# START OF Exercise materials

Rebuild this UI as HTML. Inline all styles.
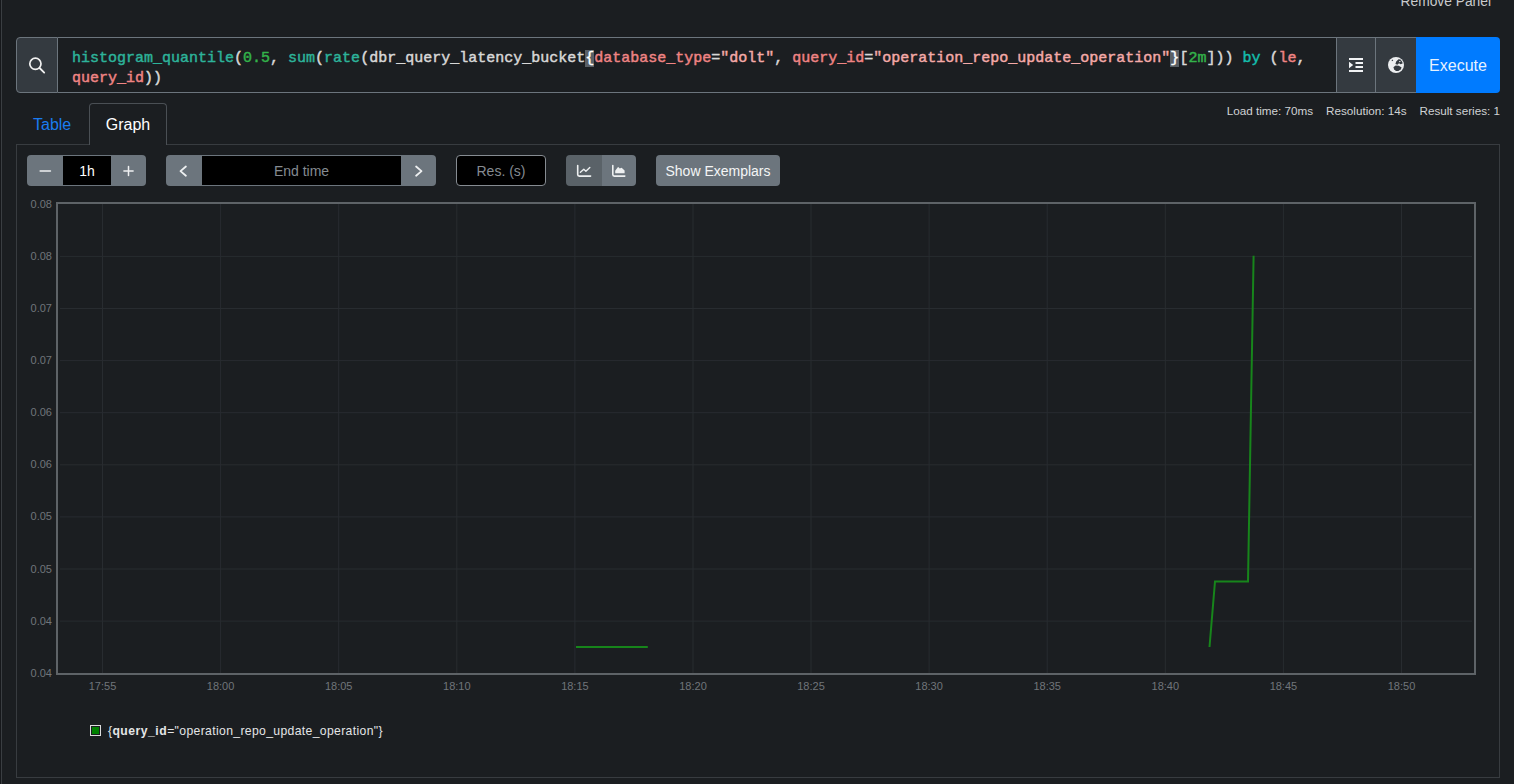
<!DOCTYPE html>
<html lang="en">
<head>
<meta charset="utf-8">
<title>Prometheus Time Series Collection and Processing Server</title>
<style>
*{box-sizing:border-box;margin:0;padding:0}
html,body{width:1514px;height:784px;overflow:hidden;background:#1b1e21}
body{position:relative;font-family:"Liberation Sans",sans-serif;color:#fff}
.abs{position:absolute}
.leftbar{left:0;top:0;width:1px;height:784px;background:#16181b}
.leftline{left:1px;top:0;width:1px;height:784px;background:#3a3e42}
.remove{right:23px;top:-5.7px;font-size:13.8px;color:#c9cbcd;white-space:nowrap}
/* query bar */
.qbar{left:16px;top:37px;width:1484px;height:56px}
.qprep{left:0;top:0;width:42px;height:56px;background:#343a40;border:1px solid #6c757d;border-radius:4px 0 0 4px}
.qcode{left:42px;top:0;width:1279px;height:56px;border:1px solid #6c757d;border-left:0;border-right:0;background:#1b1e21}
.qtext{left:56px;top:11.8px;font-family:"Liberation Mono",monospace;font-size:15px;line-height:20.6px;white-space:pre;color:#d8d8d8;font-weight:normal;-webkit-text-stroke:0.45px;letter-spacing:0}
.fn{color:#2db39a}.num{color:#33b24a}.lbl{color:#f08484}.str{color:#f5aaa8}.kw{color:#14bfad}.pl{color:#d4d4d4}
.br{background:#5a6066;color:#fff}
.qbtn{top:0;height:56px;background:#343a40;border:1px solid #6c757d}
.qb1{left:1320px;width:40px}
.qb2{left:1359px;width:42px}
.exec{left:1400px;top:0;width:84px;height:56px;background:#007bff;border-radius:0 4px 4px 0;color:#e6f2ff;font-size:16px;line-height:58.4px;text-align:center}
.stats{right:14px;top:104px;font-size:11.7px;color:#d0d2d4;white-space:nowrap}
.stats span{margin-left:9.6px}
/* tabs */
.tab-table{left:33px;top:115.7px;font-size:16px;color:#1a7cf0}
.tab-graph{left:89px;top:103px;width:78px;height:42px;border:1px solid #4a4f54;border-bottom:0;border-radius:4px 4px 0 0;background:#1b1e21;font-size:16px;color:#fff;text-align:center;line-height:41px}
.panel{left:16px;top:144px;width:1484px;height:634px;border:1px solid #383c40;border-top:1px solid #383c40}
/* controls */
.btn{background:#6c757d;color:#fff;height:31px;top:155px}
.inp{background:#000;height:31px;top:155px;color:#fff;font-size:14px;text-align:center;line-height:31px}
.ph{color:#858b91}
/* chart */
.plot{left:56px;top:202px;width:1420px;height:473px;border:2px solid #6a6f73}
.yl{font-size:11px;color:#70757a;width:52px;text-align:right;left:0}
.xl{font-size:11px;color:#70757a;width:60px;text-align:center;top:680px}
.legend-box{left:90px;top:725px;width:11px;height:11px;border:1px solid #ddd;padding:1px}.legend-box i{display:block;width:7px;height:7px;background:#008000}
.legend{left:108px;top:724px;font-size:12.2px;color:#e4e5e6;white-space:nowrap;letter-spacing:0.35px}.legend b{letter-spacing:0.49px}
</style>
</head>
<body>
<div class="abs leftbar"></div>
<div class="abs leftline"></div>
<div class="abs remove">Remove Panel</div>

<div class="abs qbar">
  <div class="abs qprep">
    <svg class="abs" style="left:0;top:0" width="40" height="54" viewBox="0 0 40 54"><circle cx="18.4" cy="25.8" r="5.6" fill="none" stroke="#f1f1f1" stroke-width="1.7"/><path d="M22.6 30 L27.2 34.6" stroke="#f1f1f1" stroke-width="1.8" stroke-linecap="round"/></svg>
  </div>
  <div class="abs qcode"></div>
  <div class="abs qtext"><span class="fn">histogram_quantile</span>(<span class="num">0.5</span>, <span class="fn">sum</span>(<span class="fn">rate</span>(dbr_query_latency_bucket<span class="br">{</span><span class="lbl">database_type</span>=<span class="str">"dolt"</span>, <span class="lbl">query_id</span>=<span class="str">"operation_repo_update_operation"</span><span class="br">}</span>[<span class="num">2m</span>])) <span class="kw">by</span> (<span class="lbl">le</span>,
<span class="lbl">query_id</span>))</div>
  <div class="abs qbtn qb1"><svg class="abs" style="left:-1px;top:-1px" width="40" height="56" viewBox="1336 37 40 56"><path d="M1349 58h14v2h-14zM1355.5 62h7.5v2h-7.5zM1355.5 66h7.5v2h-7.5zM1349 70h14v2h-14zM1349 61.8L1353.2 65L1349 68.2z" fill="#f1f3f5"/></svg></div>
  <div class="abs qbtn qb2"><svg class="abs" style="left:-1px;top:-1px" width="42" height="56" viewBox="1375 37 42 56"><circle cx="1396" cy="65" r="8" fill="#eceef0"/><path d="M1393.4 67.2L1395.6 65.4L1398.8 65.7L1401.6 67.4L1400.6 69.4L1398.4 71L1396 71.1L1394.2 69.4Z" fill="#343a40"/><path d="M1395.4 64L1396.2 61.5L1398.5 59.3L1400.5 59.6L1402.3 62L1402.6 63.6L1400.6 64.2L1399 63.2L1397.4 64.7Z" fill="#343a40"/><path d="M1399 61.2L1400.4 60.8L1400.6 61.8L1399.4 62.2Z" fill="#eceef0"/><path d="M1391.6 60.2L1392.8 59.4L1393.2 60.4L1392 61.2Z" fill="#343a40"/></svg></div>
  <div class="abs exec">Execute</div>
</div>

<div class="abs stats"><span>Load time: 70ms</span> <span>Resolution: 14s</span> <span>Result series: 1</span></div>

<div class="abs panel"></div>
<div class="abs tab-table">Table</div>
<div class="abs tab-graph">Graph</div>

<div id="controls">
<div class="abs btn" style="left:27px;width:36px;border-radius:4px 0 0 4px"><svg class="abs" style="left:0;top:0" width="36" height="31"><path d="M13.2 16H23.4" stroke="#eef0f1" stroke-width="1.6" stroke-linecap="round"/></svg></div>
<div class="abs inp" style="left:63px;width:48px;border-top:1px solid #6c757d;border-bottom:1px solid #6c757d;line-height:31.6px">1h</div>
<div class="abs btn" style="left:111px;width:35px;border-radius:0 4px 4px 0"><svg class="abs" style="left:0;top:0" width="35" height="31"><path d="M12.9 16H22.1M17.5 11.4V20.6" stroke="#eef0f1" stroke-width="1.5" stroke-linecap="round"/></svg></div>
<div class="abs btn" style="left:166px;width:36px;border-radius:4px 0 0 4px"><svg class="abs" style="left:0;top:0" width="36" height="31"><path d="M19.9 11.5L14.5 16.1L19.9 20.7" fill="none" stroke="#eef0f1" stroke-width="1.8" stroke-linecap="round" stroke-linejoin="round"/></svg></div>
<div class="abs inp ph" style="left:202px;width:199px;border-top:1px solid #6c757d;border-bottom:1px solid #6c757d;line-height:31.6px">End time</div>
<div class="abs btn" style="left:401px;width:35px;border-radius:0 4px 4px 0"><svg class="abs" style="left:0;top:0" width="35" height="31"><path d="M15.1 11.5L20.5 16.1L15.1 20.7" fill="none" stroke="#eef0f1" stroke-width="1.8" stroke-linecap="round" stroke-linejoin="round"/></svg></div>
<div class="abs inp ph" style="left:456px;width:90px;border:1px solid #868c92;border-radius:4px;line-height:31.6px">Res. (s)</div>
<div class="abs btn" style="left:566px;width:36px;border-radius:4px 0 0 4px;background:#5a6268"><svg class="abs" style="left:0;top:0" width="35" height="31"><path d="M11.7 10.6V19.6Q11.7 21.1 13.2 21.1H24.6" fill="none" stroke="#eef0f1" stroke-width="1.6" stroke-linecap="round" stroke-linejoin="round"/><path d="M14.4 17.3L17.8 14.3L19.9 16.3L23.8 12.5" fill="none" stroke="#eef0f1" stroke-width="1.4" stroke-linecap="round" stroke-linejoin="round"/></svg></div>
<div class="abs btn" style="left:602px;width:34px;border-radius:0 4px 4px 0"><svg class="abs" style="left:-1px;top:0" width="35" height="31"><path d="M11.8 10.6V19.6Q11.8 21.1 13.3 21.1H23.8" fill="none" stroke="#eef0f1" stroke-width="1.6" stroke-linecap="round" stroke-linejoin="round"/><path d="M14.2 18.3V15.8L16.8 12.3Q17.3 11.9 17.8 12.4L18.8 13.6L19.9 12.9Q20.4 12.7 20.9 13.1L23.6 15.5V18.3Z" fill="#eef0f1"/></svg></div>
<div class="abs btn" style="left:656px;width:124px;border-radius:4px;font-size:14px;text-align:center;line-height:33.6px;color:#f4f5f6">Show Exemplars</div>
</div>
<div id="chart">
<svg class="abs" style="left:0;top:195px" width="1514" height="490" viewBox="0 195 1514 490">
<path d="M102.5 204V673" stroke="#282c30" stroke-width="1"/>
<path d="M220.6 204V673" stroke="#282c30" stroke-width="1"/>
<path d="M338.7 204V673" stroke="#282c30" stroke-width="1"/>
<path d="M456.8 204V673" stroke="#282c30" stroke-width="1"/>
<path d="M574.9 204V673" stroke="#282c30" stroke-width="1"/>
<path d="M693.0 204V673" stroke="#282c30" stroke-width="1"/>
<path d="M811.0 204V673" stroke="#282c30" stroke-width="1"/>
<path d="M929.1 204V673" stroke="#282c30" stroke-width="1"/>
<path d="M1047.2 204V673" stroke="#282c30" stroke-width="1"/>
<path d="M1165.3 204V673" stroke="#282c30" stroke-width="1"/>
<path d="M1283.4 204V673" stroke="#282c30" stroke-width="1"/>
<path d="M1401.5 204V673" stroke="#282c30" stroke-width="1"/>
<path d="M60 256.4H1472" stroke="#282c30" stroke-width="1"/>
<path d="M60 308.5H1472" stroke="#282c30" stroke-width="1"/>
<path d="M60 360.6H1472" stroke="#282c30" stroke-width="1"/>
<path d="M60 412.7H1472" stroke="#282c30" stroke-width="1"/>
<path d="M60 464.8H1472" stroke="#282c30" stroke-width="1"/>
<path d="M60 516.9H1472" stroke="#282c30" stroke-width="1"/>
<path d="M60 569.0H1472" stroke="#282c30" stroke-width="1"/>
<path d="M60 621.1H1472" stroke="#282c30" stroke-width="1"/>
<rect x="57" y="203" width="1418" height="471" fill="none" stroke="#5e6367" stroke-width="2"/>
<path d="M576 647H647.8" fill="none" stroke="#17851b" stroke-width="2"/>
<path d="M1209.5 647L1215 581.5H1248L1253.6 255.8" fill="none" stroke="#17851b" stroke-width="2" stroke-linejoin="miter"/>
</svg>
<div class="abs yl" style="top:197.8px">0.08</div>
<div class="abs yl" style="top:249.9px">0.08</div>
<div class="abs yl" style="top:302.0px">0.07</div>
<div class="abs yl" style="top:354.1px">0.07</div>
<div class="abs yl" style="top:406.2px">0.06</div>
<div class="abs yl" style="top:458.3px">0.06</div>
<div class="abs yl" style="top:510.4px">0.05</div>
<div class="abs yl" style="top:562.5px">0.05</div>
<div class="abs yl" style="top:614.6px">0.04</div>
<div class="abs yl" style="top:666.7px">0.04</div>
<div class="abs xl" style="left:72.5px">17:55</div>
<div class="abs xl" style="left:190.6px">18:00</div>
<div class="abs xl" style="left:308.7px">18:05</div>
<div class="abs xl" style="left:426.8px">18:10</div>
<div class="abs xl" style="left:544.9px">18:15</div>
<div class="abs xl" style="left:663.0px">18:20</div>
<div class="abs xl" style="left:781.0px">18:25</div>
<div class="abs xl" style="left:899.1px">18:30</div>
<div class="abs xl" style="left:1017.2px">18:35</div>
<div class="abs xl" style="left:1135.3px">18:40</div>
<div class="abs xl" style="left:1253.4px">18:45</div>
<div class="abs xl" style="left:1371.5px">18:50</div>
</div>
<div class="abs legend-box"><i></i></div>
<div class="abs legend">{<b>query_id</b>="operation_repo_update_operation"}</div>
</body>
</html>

# END OF Exercise materials
# START OF Exercise materials

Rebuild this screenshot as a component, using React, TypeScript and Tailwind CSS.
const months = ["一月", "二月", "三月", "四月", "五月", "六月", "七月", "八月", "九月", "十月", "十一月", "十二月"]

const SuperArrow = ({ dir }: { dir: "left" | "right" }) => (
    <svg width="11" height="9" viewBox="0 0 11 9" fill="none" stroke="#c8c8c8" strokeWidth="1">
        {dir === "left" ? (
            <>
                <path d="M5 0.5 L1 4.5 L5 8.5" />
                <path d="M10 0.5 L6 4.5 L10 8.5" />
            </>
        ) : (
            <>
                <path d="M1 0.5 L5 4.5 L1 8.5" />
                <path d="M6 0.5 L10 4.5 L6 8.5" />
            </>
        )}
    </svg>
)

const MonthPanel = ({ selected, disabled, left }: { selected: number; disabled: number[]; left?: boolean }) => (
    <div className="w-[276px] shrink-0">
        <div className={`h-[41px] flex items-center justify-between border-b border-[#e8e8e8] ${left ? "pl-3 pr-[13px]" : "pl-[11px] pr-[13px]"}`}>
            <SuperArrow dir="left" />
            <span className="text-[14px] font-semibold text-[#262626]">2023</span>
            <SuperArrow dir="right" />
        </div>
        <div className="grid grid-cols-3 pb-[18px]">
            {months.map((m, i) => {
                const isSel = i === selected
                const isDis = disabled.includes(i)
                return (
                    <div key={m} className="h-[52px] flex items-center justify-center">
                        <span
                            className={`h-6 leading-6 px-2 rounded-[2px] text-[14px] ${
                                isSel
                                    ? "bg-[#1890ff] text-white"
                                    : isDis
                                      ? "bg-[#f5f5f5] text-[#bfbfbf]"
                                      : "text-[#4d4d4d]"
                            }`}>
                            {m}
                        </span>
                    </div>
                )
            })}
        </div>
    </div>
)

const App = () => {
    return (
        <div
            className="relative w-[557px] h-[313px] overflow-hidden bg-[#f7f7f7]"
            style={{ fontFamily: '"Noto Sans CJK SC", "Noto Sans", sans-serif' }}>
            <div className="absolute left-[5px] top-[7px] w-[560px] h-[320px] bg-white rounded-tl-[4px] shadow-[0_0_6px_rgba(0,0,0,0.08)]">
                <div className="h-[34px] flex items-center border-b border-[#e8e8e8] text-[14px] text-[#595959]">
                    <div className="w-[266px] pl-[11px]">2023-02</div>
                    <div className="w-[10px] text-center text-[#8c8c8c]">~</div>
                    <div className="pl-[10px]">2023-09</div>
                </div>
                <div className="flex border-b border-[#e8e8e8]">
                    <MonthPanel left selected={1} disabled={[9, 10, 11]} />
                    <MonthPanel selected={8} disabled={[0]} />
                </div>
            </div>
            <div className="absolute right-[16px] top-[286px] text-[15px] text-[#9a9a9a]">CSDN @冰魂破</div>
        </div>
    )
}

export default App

# END OF Exercise materials

Which lines contain the word "Rebuild"? Copy each one.

Rebuild this UI as HTML. Inline all styles.
Rebuild this screenshot as a component, using React, TypeScript and Tailwind CSS.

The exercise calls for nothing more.